------ Records supplied

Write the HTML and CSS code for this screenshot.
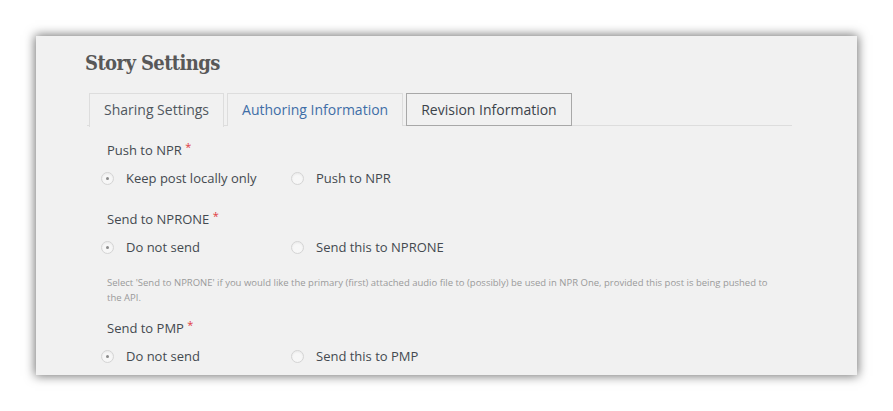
FILE: index.html
```html
<!DOCTYPE html>
<html>
<head>
<meta charset="utf-8">
<link rel="stylesheet" href="styles.css">
</head>
<body>
<div class="panel">
  <h2 class="title">Story Settings</h2>
  <div class="tabs">
    <div class="tab active">Sharing Settings</div>
    <div class="tab link">Authoring Information</div>
    <div class="tab focus">Revision Information</div>
  </div>
  <div class="content">
    <div class="field">
      <div class="label">Push to NPR <span class="req">*</span></div>
      <div class="options">
        <div class="opt"><span class="radio checked"></span>Keep post locally only</div>
        <div class="opt"><span class="radio"></span>Push to NPR</div>
      </div>
    </div>
    <div class="field with-help">
      <div class="label">Send to NPRONE <span class="req">*</span></div>
      <div class="options">
        <div class="opt"><span class="radio checked"></span>Do not send</div>
        <div class="opt"><span class="radio"></span>Send this to NPRONE</div>
      </div>
      <p class="help">Select 'Send to NPRONE' if you would like the primary (first) attached audio file to (possibly) be used in NPR One, provided this post is being pushed to the API.</p>
    </div>
    <div class="field">
      <div class="label">Send to PMP <span class="req">*</span></div>
      <div class="options">
        <div class="opt"><span class="radio checked"></span>Do not send</div>
        <div class="opt"><span class="radio"></span>Send this to PMP</div>
      </div>
    </div>
  </div>
</div>
</body>
</html>
```

FILE: styles.css
```css
html, body {
  margin: 0;
  padding: 0;
  background: #ffffff;
}
body {
  padding: 36px;
  font-family: "Open Sans", "Liberation Sans", sans-serif;
}
.panel {
  width: 821px;
  height: 339px;
  box-sizing: border-box;
  background: #f1f1f1;
  box-shadow: 0 0 10px 1px rgba(0, 0, 0, 0.55);
  overflow: hidden;
  padding: 13px 65px 0 51px;
}
.title {
  margin: 0 0 0 -2px;
  font-family: "DejaVu Serif Condensed", "DejaVu Serif", serif;
  font-weight: bold;
  font-size: 20px;
  line-height: 28px;
  color: #585858;
  letter-spacing: -0.6px;
}
.tabs {
  display: flex;
  gap: 3px;
  margin-top: 16px;
  padding-left: 2px;
  border-bottom: 1px solid #dddddd;
  height: 33px;
  box-sizing: border-box;
}
.tab {
  box-sizing: border-box;
  height: 33px;
  padding: 0 14px;
  border: 1px solid #dddddd;
  border-bottom: none;
  font-size: 14px;
  line-height: 31px;
  color: #555555;
  background: #f1f1f1;
}
.tab.active {
  height: 34px;
  padding: 0 14px;
  color: #50575e;
}
.tab.link {
  color: #3f6ea7;
}
.tab.focus {
  border-color: #a8a8a8;
  border-bottom: 1px solid #a8a8a8;
  color: #3c434a;
}
.content {
  padding-left: 20px;
  padding-top: 12px;
}
.field {
  margin-bottom: 20px;
}
.field.with-help {
  margin-bottom: 11px;
}
.label {
  font-size: 13px;
  line-height: 17px;
  color: #444a50;
}
.req {
  color: #e0393e;
  font-size: 11px;
  vertical-align: 4px;
}
.options {
  display: flex;
  margin-top: 10px;
  margin-left: -6px;
}
.opt {
  display: flex;
  align-items: center;
  width: 190px;
  font-size: 13px;
  line-height: 18px;
  color: #444a50;
}
.radio {
  width: 11px;
  height: 11px;
  border: 1px solid #d4d4d4;
  border-radius: 50%;
  background: #f7f7f7;
  margin-right: 12px;
  position: relative;
  box-shadow: inset 0 1px 2px rgba(0,0,0,0.06);
}
.radio.checked::after {
  content: "";
  position: absolute;
  left: 4px;
  top: 4px;
  width: 3px;
  height: 3px;
  border-radius: 50%;
  background: #8a8a8a;
}
.help {
  margin: 19px 0 0 0;
  font-size: 9.5px;
  line-height: 15px;
  color: #9a9a9a;
  max-width: 670px;
}
```
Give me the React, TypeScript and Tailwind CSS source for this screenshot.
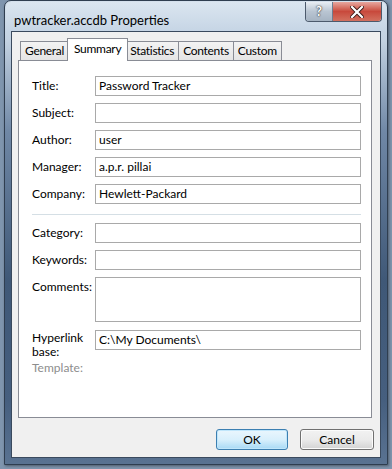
import React from "react"

const font = { fontFamily: 'Lato, "Noto Sans", Arial, sans-serif' }

function Field({ label, value, tall }: { label: string; value?: string; tall?: boolean }) {
  return (
    <div className="flex items-start">
      <div className="w-[63px] shrink-0 pt-[2px] text-[12px] leading-[16px] text-black">{label}</div>
      <div
        className={`flex-1 border border-[#a9a9a9] bg-white px-[3px] text-[12px] leading-[18px] text-black ${tall ? "h-[45px]" : "h-[20px]"}`}
      >
        {value}
      </div>
    </div>
  )
}

function Tab({ label, active }: { label: string; active?: boolean }) {
  if (active) {
    return (
      <div className="relative z-10 -mx-[2px] -mb-px h-[23px] border border-b-0 border-[#898c95] bg-white px-[6px] pt-[2px] text-[12px] leading-[16px] tracking-[-0.3px]">
        {label}
      </div>
    )
  }
  return (
    <div className="h-[19px] -ml-px first:ml-0 border border-b-0 border-[#898c95] bg-gradient-to-b from-[#f3f3f3] to-[#e5e5e5] px-[4px] pt-[1px] text-[12px] leading-[16px] tracking-[-0.3px]">
      {label}
    </div>
  )
}

export default function App() {
  return (
    <div className="h-[469px] w-[392px] overflow-hidden bg-[#7f95ae]" style={font}>
      <div className="ml-[4px] h-[465px] w-[384px] rounded-t-[7px] border border-[#2f3e50] bg-[linear-gradient(to_bottom,#d4e0ec_0px,#c2d1e1_40px,#7088a6_130px,#3f5877_280px,#465f7f_400px,#5a7392_465px)] p-px pb-[6px] shadow-[1px_1px_3px_rgba(0,0,0,0.4)]">
        <div className="flex h-full flex-col rounded-t-[6px]">
          <div className="flex h-[29px] items-start rounded-t-[6px] bg-gradient-to-b from-[#dbe6f0] to-[#c6d5e5]">
            <div className="pl-[8px] pt-[10px] text-[13px] leading-[16px] text-black">pwtracker.accdb Properties</div>
            <div className="ml-auto mr-[4px] flex h-[20px] overflow-hidden rounded-b-[4px] border border-t-0 border-[#4c5a6c]">
              <div className="flex w-[27px] items-center justify-center border-r border-[#6d7d90] bg-gradient-to-b from-[#e9eef3] via-[#b9c5d2] to-[#a6b4c3] text-[13px] font-bold leading-none text-white [text-shadow:0_0_2px_#333,0_0_1px_#333]">
                ?
              </div>
              <div className="flex w-[48px] items-center justify-center bg-gradient-to-b from-[#e7a79f] via-[#c8493c] to-[#d2705f]">
                <svg width="14" height="12" viewBox="0 0 14 12">
                  <path d="M2 1 L12 11 M12 1 L2 11" stroke="#3a1a16" strokeWidth="4" strokeLinecap="square" />
                  <path d="M2 1 L12 11 M12 1 L2 11" stroke="#ffffff" strokeWidth="2.2" strokeLinecap="square" />
                </svg>
              </div>
            </div>
          </div>
          <div className="mx-[5px] flex flex-1 flex-col border border-[#3a4a5e] bg-[#f0f0f0]">
            <div className="ml-[6px] mr-[8px] mt-[6px] flex flex-col">
              <div className="flex items-end pl-[2px]">
                <Tab label="General" />
                <Tab label="Summary" active />
                <Tab label="Statistics" />
                <Tab label="Contents" />
                <Tab label="Custom" />
              </div>
              <div className="flex h-[358px] flex-col border border-[#898c95] bg-white pl-[13px] pr-[10px] pt-[15px]">
                <div className="flex flex-col gap-[7px]">
                  <Field label="Title:" value="Password Tracker" />
                  <Field label="Subject:" />
                  <Field label="Author:" value="user" />
                  <Field label="Manager:" value="a.p.r. pillai" />
                  <Field label="Company:" value="Hewlett-Packard" />
                </div>
                <div className="mb-[8px] mt-[10px] h-px bg-[#d5dfe5]" />
                <div className="flex flex-col gap-[7px]">
                  <Field label="Category:" />
                  <Field label="Keywords:" />
                  <Field label="Comments:" tall />
                </div>
                <div className="mt-[8px] flex items-start">
                  <div className="flex w-[63px] shrink-0 flex-col pt-[1px] text-[12px] leading-[14px] text-black">
                    <span>Hyperlink</span>
                    <span>base:</span>
                  </div>
                  <div className="h-[20px] flex-1 border border-[#a9a9a9] bg-white px-[3px] text-[12px] leading-[18px]">
                    C:\My Documents\
                  </div>
                </div>
                <div className="mt-[1px] text-[12px] leading-[16px] text-[#8d8d8d]">Template:</div>
              </div>
            </div>
            <div className="mr-[6px] mt-[11px] flex justify-end gap-[12px]">
              <div className="flex h-[21px] w-[72px] items-center justify-center rounded-[3px] border border-[#3c7fb1] bg-gradient-to-b from-[#eaf6fd] via-[#d9f0fc] to-[#a7d9f5] text-[12px] shadow-[inset_0_0_0_1px_#c0e6fb]">
                OK
              </div>
              <div className="flex h-[21px] w-[74px] items-center justify-center rounded-[3px] border border-[#707070] bg-gradient-to-b from-[#f2f2f2] via-[#ebebeb] to-[#d3d3d3] text-[12px] shadow-[inset_0_0_0_1px_#fbfbfb]">
                Cancel
              </div>
            </div>
          </div>
        </div>
      </div>
    </div>
  )
}
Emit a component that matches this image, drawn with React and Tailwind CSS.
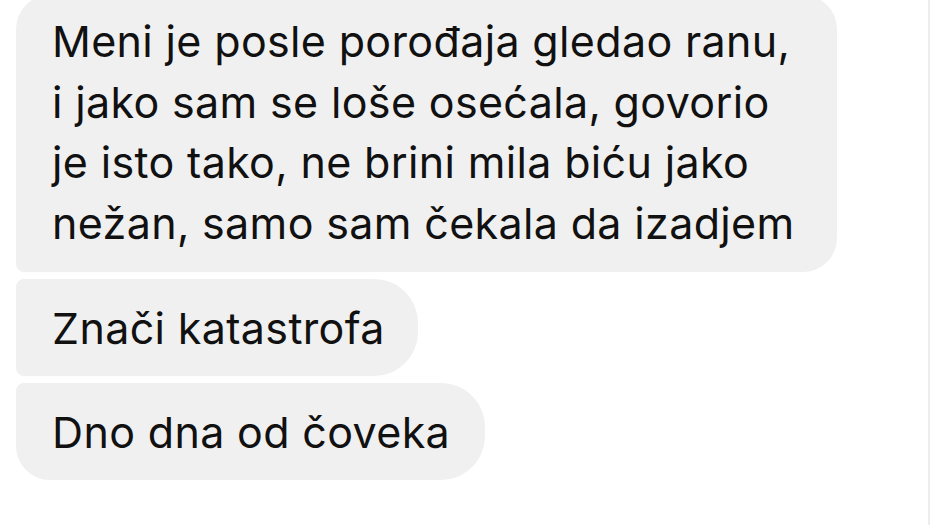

------------

Show each line of the listing that holds the string "this".

Write the HTML and CSS code for this screenshot.
        <div class="opt"><span class="radio"></span>Send this to NPRONE</div>
      <p class="help">Select 'Send to NPRONE' if you would like the primary (first) attached audio file to (possibly) be used in NPR One, provided this post is being pushed to the API.</p>
        <div class="opt"><span class="radio"></span>Send this to PMP</div>
Give me the React, TypeScript and Tailwind CSS source for this screenshot.
Emit a component that matches this image, drawn with React and Tailwind CSS.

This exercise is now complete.